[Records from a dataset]
----
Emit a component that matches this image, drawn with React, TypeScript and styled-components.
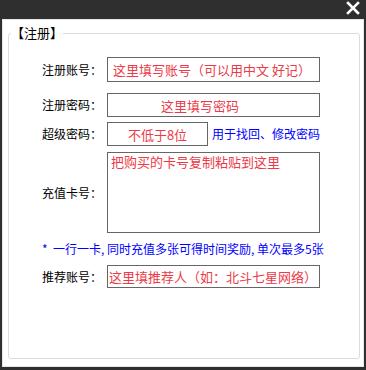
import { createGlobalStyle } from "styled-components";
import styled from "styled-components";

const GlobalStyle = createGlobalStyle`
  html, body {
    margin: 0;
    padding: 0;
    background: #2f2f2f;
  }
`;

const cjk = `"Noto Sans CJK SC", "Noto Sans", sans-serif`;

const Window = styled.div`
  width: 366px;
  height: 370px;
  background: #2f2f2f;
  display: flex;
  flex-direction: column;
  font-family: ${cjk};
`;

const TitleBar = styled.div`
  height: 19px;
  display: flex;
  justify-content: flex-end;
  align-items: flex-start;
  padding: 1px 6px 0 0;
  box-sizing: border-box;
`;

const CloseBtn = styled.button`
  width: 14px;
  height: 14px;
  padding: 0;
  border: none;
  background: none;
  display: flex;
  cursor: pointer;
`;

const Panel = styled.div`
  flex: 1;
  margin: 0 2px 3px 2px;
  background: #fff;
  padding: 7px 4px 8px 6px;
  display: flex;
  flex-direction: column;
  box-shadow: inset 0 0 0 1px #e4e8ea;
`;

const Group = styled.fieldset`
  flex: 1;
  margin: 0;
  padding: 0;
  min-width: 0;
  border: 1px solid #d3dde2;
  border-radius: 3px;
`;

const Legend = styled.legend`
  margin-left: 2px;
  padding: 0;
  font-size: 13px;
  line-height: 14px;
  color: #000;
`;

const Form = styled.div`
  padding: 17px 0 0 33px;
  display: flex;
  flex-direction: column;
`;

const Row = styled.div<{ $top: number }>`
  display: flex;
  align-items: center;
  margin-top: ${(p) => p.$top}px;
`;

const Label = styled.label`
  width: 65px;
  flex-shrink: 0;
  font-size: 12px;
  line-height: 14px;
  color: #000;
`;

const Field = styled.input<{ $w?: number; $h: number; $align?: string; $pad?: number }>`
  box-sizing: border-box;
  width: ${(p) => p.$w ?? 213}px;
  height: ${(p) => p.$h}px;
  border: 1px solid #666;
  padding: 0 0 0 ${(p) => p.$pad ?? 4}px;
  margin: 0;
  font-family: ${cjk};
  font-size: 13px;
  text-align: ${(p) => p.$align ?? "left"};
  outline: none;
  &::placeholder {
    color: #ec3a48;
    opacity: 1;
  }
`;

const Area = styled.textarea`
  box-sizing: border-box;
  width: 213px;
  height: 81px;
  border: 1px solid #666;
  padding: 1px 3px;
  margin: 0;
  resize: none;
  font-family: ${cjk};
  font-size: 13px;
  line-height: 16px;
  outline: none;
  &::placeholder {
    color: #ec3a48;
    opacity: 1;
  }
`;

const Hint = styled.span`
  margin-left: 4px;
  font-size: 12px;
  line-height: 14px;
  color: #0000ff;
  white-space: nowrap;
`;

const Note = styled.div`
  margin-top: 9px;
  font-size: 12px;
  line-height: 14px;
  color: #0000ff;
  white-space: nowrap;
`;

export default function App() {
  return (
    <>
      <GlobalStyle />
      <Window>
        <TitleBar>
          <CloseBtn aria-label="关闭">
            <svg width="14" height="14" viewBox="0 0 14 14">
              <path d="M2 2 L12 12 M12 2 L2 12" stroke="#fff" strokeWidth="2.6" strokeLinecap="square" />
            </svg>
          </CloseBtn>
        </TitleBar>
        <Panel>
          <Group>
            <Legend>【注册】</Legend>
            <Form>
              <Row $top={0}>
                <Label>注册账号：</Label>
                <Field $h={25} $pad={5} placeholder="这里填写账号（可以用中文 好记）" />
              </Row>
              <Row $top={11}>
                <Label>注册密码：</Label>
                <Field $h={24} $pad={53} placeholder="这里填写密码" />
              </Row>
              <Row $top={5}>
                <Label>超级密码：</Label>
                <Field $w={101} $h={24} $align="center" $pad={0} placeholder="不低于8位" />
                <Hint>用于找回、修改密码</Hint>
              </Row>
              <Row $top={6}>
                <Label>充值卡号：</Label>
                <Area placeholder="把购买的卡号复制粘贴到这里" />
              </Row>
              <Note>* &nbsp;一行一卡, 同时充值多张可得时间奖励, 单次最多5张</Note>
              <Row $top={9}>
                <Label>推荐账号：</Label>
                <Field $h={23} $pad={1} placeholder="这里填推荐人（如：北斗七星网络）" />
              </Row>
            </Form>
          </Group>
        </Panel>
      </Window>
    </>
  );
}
----
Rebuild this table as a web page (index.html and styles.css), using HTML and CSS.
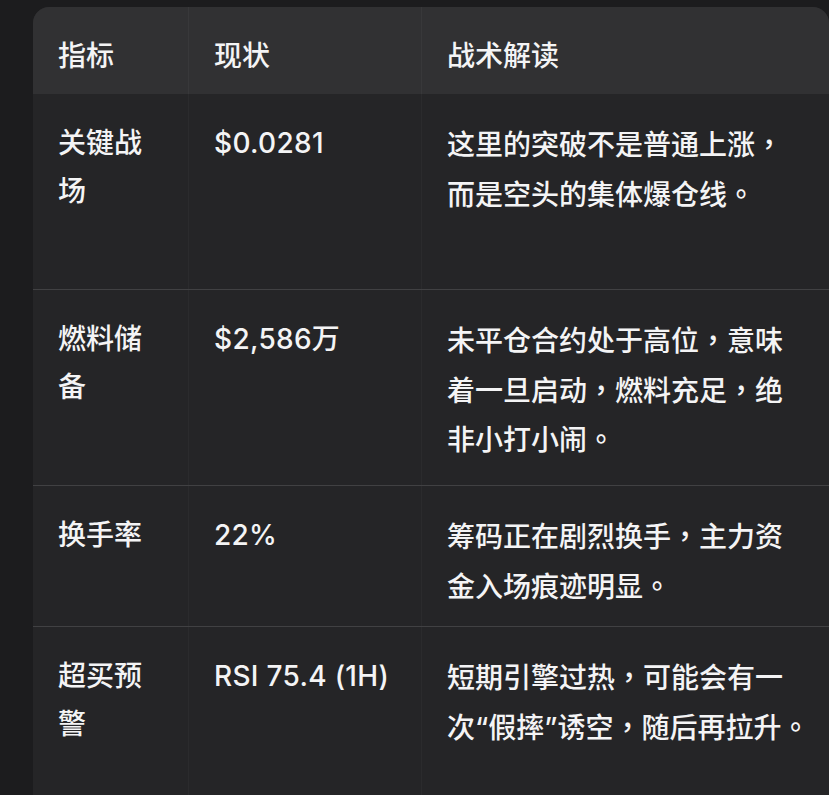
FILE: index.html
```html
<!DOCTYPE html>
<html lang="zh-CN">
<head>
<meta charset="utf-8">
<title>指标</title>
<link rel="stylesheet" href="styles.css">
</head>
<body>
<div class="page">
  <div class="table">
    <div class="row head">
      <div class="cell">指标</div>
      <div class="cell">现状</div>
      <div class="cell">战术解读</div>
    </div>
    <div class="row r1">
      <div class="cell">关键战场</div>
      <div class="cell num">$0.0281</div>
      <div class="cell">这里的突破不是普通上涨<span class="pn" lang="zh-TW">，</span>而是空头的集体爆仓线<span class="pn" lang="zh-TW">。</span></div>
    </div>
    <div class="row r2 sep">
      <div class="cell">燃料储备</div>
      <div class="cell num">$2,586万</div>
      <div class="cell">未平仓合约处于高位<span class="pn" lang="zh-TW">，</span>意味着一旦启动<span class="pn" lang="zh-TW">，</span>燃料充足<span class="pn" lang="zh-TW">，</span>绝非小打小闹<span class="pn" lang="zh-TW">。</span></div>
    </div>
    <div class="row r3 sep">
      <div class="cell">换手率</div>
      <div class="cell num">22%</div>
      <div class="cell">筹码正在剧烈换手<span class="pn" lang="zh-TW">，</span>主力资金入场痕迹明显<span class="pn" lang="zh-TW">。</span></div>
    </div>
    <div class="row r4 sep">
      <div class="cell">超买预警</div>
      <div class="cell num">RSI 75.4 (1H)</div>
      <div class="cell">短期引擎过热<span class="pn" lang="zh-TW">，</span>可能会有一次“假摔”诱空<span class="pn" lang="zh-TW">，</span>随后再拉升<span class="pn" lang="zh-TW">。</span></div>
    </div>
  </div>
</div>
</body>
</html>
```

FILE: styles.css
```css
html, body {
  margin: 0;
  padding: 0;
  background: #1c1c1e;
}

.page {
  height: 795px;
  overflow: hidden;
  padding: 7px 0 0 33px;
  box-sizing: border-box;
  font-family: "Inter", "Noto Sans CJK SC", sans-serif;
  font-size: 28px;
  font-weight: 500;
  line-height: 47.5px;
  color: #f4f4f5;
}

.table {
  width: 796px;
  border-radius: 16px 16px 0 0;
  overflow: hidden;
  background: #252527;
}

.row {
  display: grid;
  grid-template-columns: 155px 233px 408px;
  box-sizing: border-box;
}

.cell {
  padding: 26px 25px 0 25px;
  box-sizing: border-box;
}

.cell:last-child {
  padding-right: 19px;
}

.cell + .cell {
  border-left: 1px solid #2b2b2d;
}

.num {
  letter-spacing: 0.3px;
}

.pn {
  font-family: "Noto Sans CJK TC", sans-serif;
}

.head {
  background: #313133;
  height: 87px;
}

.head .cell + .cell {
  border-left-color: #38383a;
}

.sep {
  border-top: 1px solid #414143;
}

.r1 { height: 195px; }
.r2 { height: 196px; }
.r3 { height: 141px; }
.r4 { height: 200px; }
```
----
▶ **WHAT YOU HAVE TO DO**: Skip the pictures. Set down only the lines from the one containing "Emit a component" through the one containing "import styled from", exactly as they appear, ends included.

▶ **RESPONSE TO THE EXERCISE**:
Emit a component that matches this image, drawn with React, TypeScript and styled-components.
import { createGlobalStyle } from "styled-components";
import styled from "styled-components";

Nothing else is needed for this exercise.